Extracted data entries
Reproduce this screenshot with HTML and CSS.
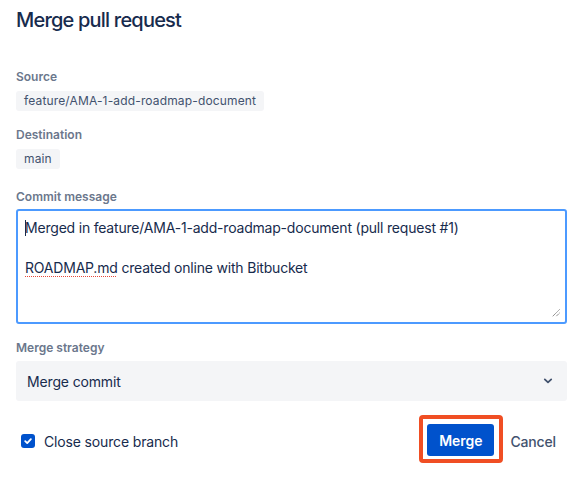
FILE: index.html
```html
<!DOCTYPE html>
<html>
<head>
<meta charset="utf-8">
<link rel="stylesheet" href="styles.css">
</head>
<body>
<div class="dialog">
  <h1 class="title">Merge pull request</h1>
  <div class="field first">
    <div class="label">Source</div>
    <span class="chip">feature/AMA-1-add-roadmap-document</span>
  </div>
  <div class="field">
    <div class="label">Destination</div>
    <span class="chip">main</span>
  </div>
  <div class="field msg">
    <div class="label">Commit message</div>
    <div class="textarea">
      <div class="line"><span class="caret"></span>Merged in feature/AMA-1-add-roadmap-document (pull request #1)</div>
      <div class="line gap"><span class="spell">ROADMAP.md</span> created online with Bitbucket</div>
      <svg class="grip" width="8" height="8" viewBox="0 0 8 8"><path d="M7.5 0.5 L0.5 7.5 M7.5 4 L4 7.5" stroke="#666" stroke-width="1" stroke-dasharray="1 0.6"/></svg>
    </div>
  </div>
  <div class="field strat">
    <div class="label">Merge strategy</div>
    <div class="select">
      <span>Merge commit</span>
      <svg width="10" height="8" viewBox="0 0 10 8"><path d="M1.8 2.4 L5 5.4 L8.2 2.4" fill="none" stroke="#42526E" stroke-width="1.8" stroke-linecap="round" stroke-linejoin="round"/></svg>
    </div>
  </div>
  <div class="footer">
    <label class="check">
      <span class="box"><svg width="12" height="12" viewBox="0 0 12 12"><path d="M3.2 6.2 L5.2 8.1 L8.9 4.1" fill="none" stroke="#fff" stroke-width="1.8" stroke-linecap="round" stroke-linejoin="round"/></svg></span>
      <span>Close source branch</span>
    </label>
    <div class="actions">
      <div class="highlight"><button class="primary">Merge</button></div>
      <button class="link">Cancel</button>
    </div>
  </div>
</div>
</body>
</html>
```
FILE: styles.css
```css
* { box-sizing: border-box; }
html, body { margin: 0; background: #fff; }
body {
  font-family: Inter, "Noto Sans", sans-serif;
  color: #172B4D;
}
.dialog {
  width: 583px;
  padding: 0 16px;
}
.title {
  margin: 0;
  padding-top: 8px;
  font-size: 20px;
  font-weight: 500;
  line-height: 24px;
  letter-spacing: -0.8px;
  color: #172B4D;
}
.field { display: flex; flex-direction: column; align-items: flex-start; }
.field.first { margin-top: 37px; }
.field + .field { margin-top: 16px; }
.label {
  font-size: 12px;
  font-weight: 600;
  color: #6B778C;
  line-height: 16px;
  margin-bottom: 6px;
}
.chip {
  display: inline-block;
  background: #F4F5F7;
  border-radius: 3px;
  font-size: 12px;
  line-height: 20px;
  letter-spacing: 0.15px;
  padding: 0 8px;
  color: #42526E;
}
.field.msg { margin-top: 20px; }
.field.msg .label { margin-bottom: 4px; }
.textarea {
  position: relative;
  width: 551px;
  height: 115px;
  border: 2px solid #4C9AFF;
  border-radius: 3px;
  padding: 7px 7px;
  font-size: 14px;
  line-height: 20px;
  letter-spacing: -0.2px;
  color: #172B4D;
}
.line { white-space: nowrap; }
.line.gap { margin-top: 20px; }
.caret {
  display: inline-block;
  width: 1px;
  height: 16px;
  background: #172B4D;
  vertical-align: -3px;
  margin-right: -1px;
}
.spell {
  text-decoration: underline dotted #E5493A;
  text-underline-offset: 3px;
  text-decoration-thickness: 1px;
}
.grip { position: absolute; right: 5px; bottom: 5px; }
.field.strat { margin-top: 16px; }
.field.strat .label { margin-bottom: 5px; }
.select {
  width: 551px;
  height: 40px;
  background: #F4F5F7;
  border-radius: 3px;
  display: flex;
  align-items: center;
  justify-content: space-between;
  padding: 0 14px 0 11px;
  font-size: 14px;
  letter-spacing: -0.15px;
  color: #172B4D;
}
.footer {
  margin-top: 14px;
  height: 52px;
  display: flex;
  align-items: center;
  justify-content: space-between;
}
.check {
  display: flex;
  align-items: center;
  gap: 9px;
  font-size: 14px;
  letter-spacing: -0.15px;
  color: #172B4D;
  padding-left: 5px;
}
.box {
  width: 14px;
  height: 14px;
  background: #0052CC;
  border-radius: 3px;
  display: flex;
  align-items: center;
  justify-content: center;
}
.actions { display: flex; align-items: center; gap: 7px; margin-right: 11px; }
.highlight {
  border: 4px solid #F04E23;
  border-radius: 4px;
  padding: 5px 5px 3px 4px;
  margin-bottom: 4px;
}
button {
  font-family: inherit;
  font-size: 14px;
  border: none;
  cursor: pointer;
}
.primary {
  display: block;
  background: #0052CC;
  color: #fff;
  font-weight: 600;
  width: 67px;
  height: 32px;
  border-radius: 3px;
  padding: 0;
}
.link {
  background: none;
  color: #42526E;
  padding: 0;
  font-weight: 500;
  letter-spacing: -0.15px;
}
```
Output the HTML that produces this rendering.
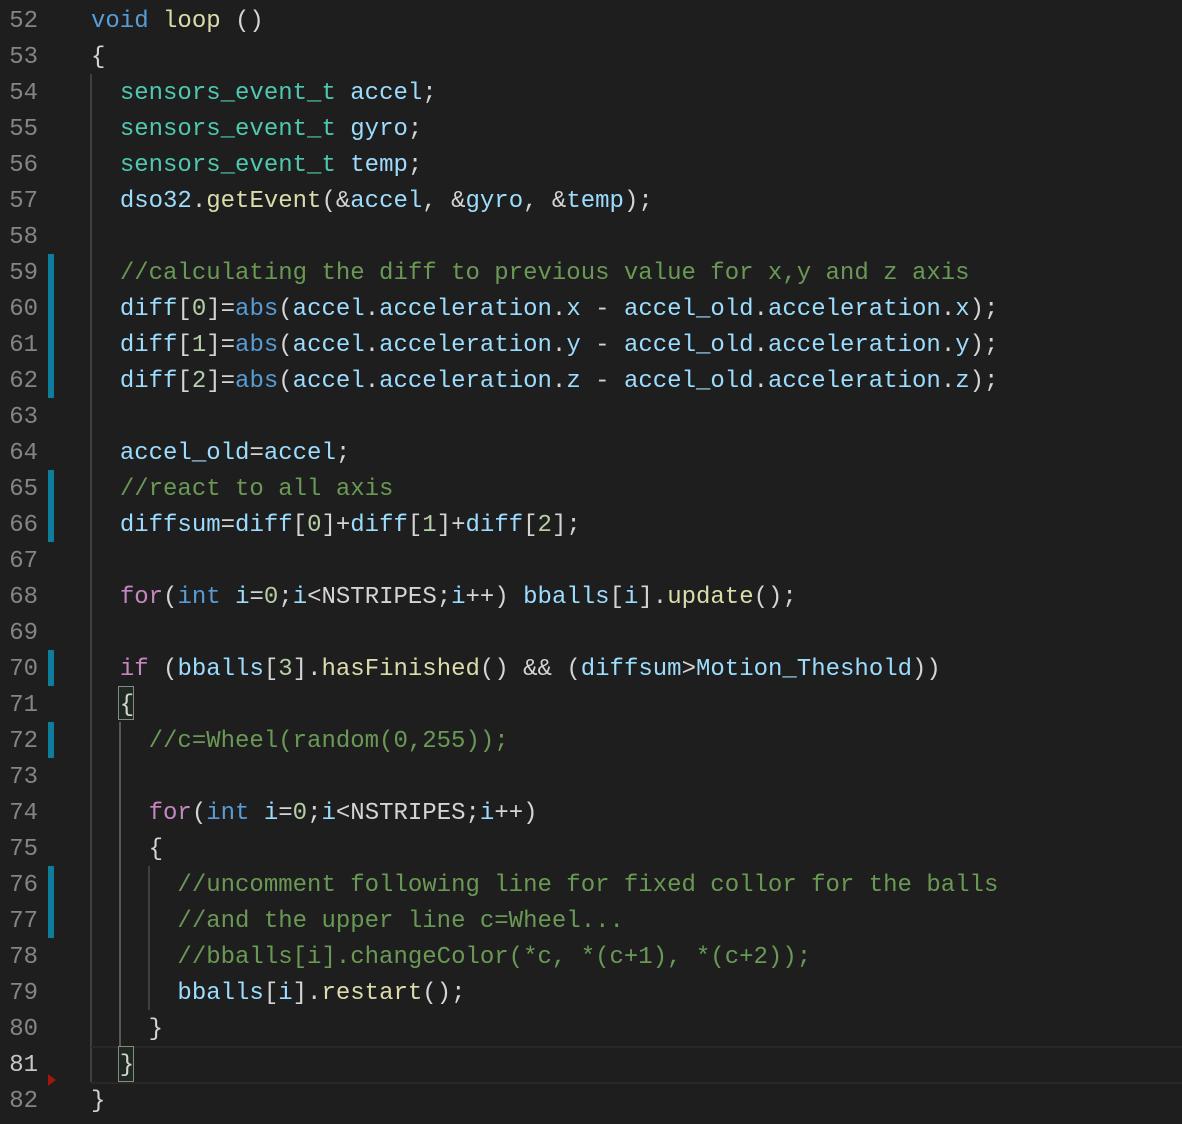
<!DOCTYPE html>
<html><head><meta charset="utf-8"><style>
body{margin:0;width:1182px;height:1124px;background:#1e1e1e;overflow:hidden;position:relative;font-family:"Liberation Mono",monospace;font-size:24px;}
.l{position:absolute;left:91px;height:36px;line-height:36px;margin-top:2px;white-space:pre;color:#d4d4d4}
.n{position:absolute;left:0;width:38px;text-align:right;height:36px;line-height:36px;margin-top:2px;color:#858585}
.g{position:absolute;left:48px;width:6px;height:36px;background:#0c7d9d}
.ig{position:absolute;width:2px;background:#404040}
.k{color:#569cd6}.c{color:#c586c0}.t{color:#4ec9b0}.v{color:#9cdcfe}.f{color:#dcdcaa}.m{color:#6a9955}.d{color:#b5cea8}
</style></head><body>
<div class="ig" style="left:90px;top:74px;height:1008px"></div>
<div class="ig" style="left:119px;top:722px;height:324px;background:#585858"></div>
<div class="ig" style="left:148px;top:866px;height:144px"></div>
<div style="position:absolute;left:91px;top:1046px;width:1091px;height:34px;border-top:2px solid #282828;border-bottom:2px solid #282828"></div>
<div style="position:absolute;left:118px;top:686px;width:14px;height:32px;border:1px solid #888;background:#1e2a20"></div>
<div style="position:absolute;left:118px;top:1046px;width:14px;height:34px;border:1px solid #888;background:#1e2a20"></div>
<div style="position:absolute;left:48px;top:1074px;width:0;height:0;border-top:6px solid transparent;border-bottom:6px solid transparent;border-left:8px solid #a1160f"></div>
<div class="g" style="top:254px;height:144px"></div>
<div class="g" style="top:470px;height:72px"></div>
<div class="g" style="top:650px"></div>
<div class="g" style="top:722px"></div>
<div class="g" style="top:866px;height:72px"></div>

<div class="n" style="top:2px">52</div><div class="l" style="top:2px"><span class="k">void</span> <span class="f">loop</span> ()</div>
<div class="n" style="top:38px">53</div><div class="l" style="top:38px">{</div>
<div class="n" style="top:74px">54</div><div class="l" style="top:74px">  <span class="t">sensors_event_t</span> <span class="v">accel</span>;</div>
<div class="n" style="top:110px">55</div><div class="l" style="top:110px">  <span class="t">sensors_event_t</span> <span class="v">gyro</span>;</div>
<div class="n" style="top:146px">56</div><div class="l" style="top:146px">  <span class="t">sensors_event_t</span> <span class="v">temp</span>;</div>
<div class="n" style="top:182px">57</div><div class="l" style="top:182px">  <span class="v">dso32</span>.<span class="f">getEvent</span>(&amp;<span class="v">accel</span>, &amp;<span class="v">gyro</span>, &amp;<span class="v">temp</span>);</div>
<div class="n" style="top:218px">58</div>
<div class="n" style="top:254px">59</div><div class="l" style="top:254px">  <span class="m">//calculating the diff to previous value for x,y and z axis</span></div>
<div class="n" style="top:290px">60</div><div class="l" style="top:290px">  <span class="v">diff</span>[<span class="d">0</span>]=<span class="k">abs</span>(<span class="v">accel</span>.<span class="v">acceleration</span>.<span class="v">x</span> - <span class="v">accel_old</span>.<span class="v">acceleration</span>.<span class="v">x</span>);</div>
<div class="n" style="top:326px">61</div><div class="l" style="top:326px">  <span class="v">diff</span>[<span class="d">1</span>]=<span class="k">abs</span>(<span class="v">accel</span>.<span class="v">acceleration</span>.<span class="v">y</span> - <span class="v">accel_old</span>.<span class="v">acceleration</span>.<span class="v">y</span>);</div>
<div class="n" style="top:362px">62</div><div class="l" style="top:362px">  <span class="v">diff</span>[<span class="d">2</span>]=<span class="k">abs</span>(<span class="v">accel</span>.<span class="v">acceleration</span>.<span class="v">z</span> - <span class="v">accel_old</span>.<span class="v">acceleration</span>.<span class="v">z</span>);</div>
<div class="n" style="top:398px">63</div>
<div class="n" style="top:434px">64</div><div class="l" style="top:434px">  <span class="v">accel_old</span>=<span class="v">accel</span>;</div>
<div class="n" style="top:470px">65</div><div class="l" style="top:470px">  <span class="m">//react to all axis</span></div>
<div class="n" style="top:506px">66</div><div class="l" style="top:506px">  <span class="v">diffsum</span>=<span class="v">diff</span>[<span class="d">0</span>]+<span class="v">diff</span>[<span class="d">1</span>]+<span class="v">diff</span>[<span class="d">2</span>];</div>
<div class="n" style="top:542px">67</div>
<div class="n" style="top:578px">68</div><div class="l" style="top:578px">  <span class="c">for</span>(<span class="k">int</span> <span class="v">i</span>=<span class="d">0</span>;<span class="v">i</span>&lt;NSTRIPES;<span class="v">i</span>++) <span class="v">bballs</span>[<span class="v">i</span>].<span class="f">update</span>();</div>
<div class="n" style="top:614px">69</div>
<div class="n" style="top:650px">70</div><div class="l" style="top:650px">  <span class="c">if</span> (<span class="v">bballs</span>[<span class="d">3</span>].<span class="f">hasFinished</span>() &amp;&amp; (<span class="v">diffsum</span>&gt;<span class="v">Motion_Theshold</span>))</div>
<div class="n" style="top:686px">71</div><div class="l" style="top:686px">  {</div>
<div class="n" style="top:722px">72</div><div class="l" style="top:722px">    <span class="m">//c=Wheel(random(0,255));</span></div>
<div class="n" style="top:758px">73</div>
<div class="n" style="top:794px">74</div><div class="l" style="top:794px">    <span class="c">for</span>(<span class="k">int</span> <span class="v">i</span>=<span class="d">0</span>;<span class="v">i</span>&lt;NSTRIPES;<span class="v">i</span>++)</div>
<div class="n" style="top:830px">75</div><div class="l" style="top:830px">    {</div>
<div class="n" style="top:866px">76</div><div class="l" style="top:866px">      <span class="m">//uncomment following line for fixed collor for the balls</span></div>
<div class="n" style="top:902px">77</div><div class="l" style="top:902px">      <span class="m">//and the upper line c=Wheel...</span></div>
<div class="n" style="top:938px">78</div><div class="l" style="top:938px">      <span class="m">//bballs[i].changeColor(*c, *(c+1), *(c+2));</span></div>
<div class="n" style="top:974px">79</div><div class="l" style="top:974px">      <span class="v">bballs</span>[<span class="v">i</span>].<span class="f">restart</span>();</div>
<div class="n" style="top:1010px">80</div><div class="l" style="top:1010px">    }</div>
<div class="n" style="top:1046px;color:#c6c6c6">81</div><div class="l" style="top:1046px">  }</div>
<div class="n" style="top:1082px">82</div><div class="l" style="top:1082px">}</div>
</body></html>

» PROBLEM DESCRIPTION:
Count the lines above that contain the word "this", and reply with only that number.

» TASK RESULT:
2